I have heard nothing but good things about St. Elias! I haven’t even considered formally switching to that eparchy, but lately I have been at several of Toronto’s churches including St. Peter and Paul in Scarborough (which faces West and has pews but looks traditional) and a more modern-looking Holy Eucharist closer to downtown Toronto has Western non-icons and stations of the cross in a section at the back. Holy Eucharist now celebrates Vespers! A practice they carried over from St Elias… All good! I haven’t hit any of the other T/O churches but those are within 25 minutes of where I live.
St. Elias BTW also adheres to the Julian calendar.
Hey, a Highway 410 brother! I actually think most of the parishes in the Toronto Eparchy retain the Julian Calandar. (It was St. Demetrius’ on LaRose that started bringing in the new in an outreach attempt, but most have stuck to Julian)
Yes, St. Elias’ Father Galadza is quite the spiritual man and used to teach us our theology at student summer camps as a kid. St. Peter and Paul, my old parish priest used to serve there before coming to my parish. The Ukrainian community I don’t think is growing in leaps and bounds on the west end though but to the east.

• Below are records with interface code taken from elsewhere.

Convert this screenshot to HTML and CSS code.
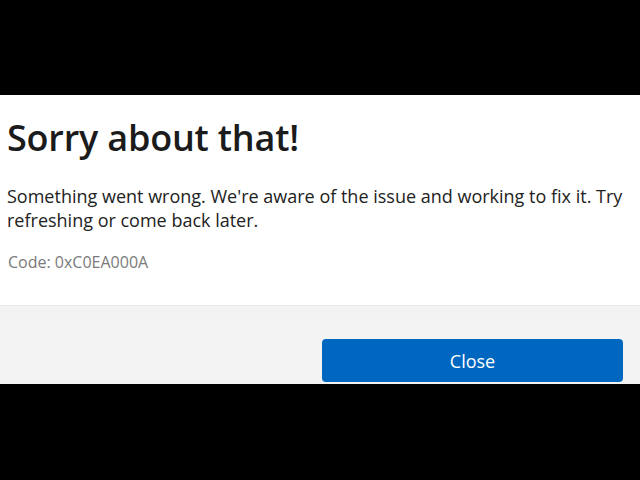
FILE: index.html
```html
<!DOCTYPE html>
<html lang="en">
<head>
<meta charset="utf-8">
<title>Sorry about that!</title>
<link rel="stylesheet" href="styles.css">
</head>
<body>
<div class="band"></div>
<main class="dialog">
  <section class="content">
    <h1 class="title">Sorry about that!</h1>
    <p class="message">Something went wrong. We're aware of the issue and working to fix it. Try refreshing or come back later.</p>
    <p class="code">Code: 0xC0EA000A</p>
  </section>
  <footer class="footer">
    <div class="spacer"></div>
    <button class="close-btn" type="button">Close</button>
  </footer>
</main>
<div class="band"></div>
</body>
</html>
```
FILE: styles.css
```css
html, body {
  margin: 0;
  padding: 0;
  background: #000;
  height: 480px;
  overflow: hidden;
}
body {
  display: flex;
  flex-direction: column;
  font-family: "Open Sans", "Noto Sans", sans-serif;
}
.band {
  height: 95px;
  flex: none;
  background: #000;
}
.dialog {
  flex: none;
  display: flex;
  flex-direction: column;
}
.content {
  background: #fff;
  height: 210px;
  box-sizing: border-box;
  padding: 21px 8px 0 7px;
}
.title {
  margin: 0;
  font-size: 36px;
  line-height: 44px;
  font-weight: 600;
  letter-spacing: -0.2px;
  color: #1b1b1b;
}
.message {
  margin: 24px 0 0 0;
  font-size: 18px;
  line-height: 24px;
  color: #222;
}
.code {
  margin: 20px 0 0 1px;
  font-size: 16px;
  line-height: 20px;
  color: #7a7a7a;
}
.footer {
  height: 79px;
  box-sizing: border-box;
  background: #f3f3f3;
  border-top: 1px solid #e8e8e8;
  display: grid;
  grid-template-columns: 1fr 301px;
  padding: 33px 17px 0 8px;
}
.close-btn {
  height: 43px;
  border: none;
  border-radius: 4px;
  background: #0067c0;
  color: #fff;
  font-family: inherit;
  font-size: 18px;
  padding: 0;
}
```
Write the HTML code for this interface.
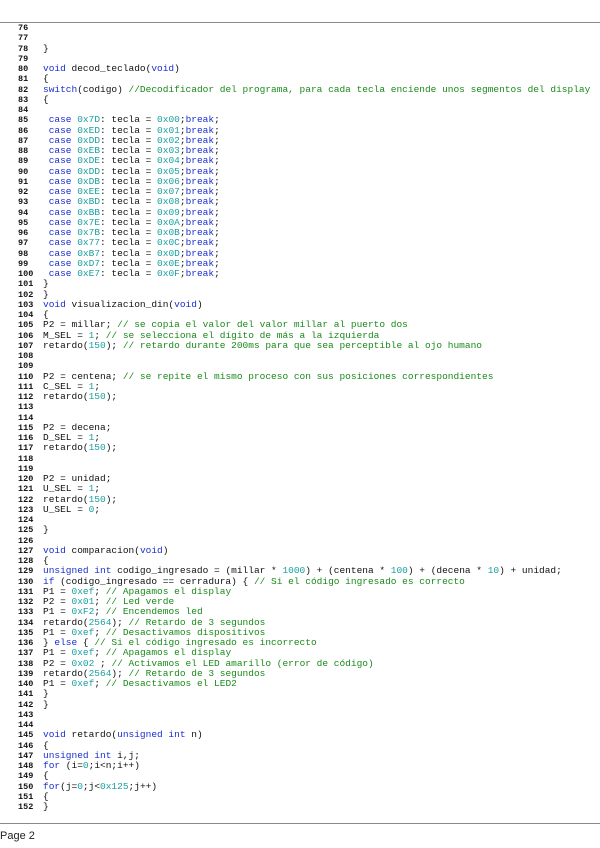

My cousin goes to Holy Eucharist on Broadview - pretty modern construction and a smaller parish but anyone who goes down the Don Valley can’t but help notice it.
St. Demetrius’ Church, as per above, on LaRose Street was actually set up to some extent as an attempt at outreach to non-Ukrainian speaking Greek Catholics and hence their more frequent usage of English in liturgies I believe. But it’s a big set-up there with an elderly care home and successful Ukrainian Catholic School.
stdemetrius.org/
The big three in central Toronto are St. Nick’s on Queen Street (the Ukes short on cash had to buy an RC church in the 1950s but the interior is nicely done up).
saintnicholas.ca/
There is also St. Mary Pokrova Church on Leeds Street by Ossington and Bloor and St. Josaphat’s (with its Uk. Catholic school) on Franklin Avenue built in the 50s. These were the big central 3 parishes: St. Nick’s, St. Josaphats, and St. Pokrova, though St. D’s on LaRose is growing.
Mississauga has quite the modern build-up on Cawthra St. at St. Mary’s.
The eparchy went through a lot when the now late Bishop Boreckyj was pushed to retirement in the Vatican’s hope at the time that a perhaps more “latin-friendly” bishop could assume the post as Bishop B. worked vigourously on the building of a Ukrainian Patriarchate. It was a sad and unnecessary internal conflict.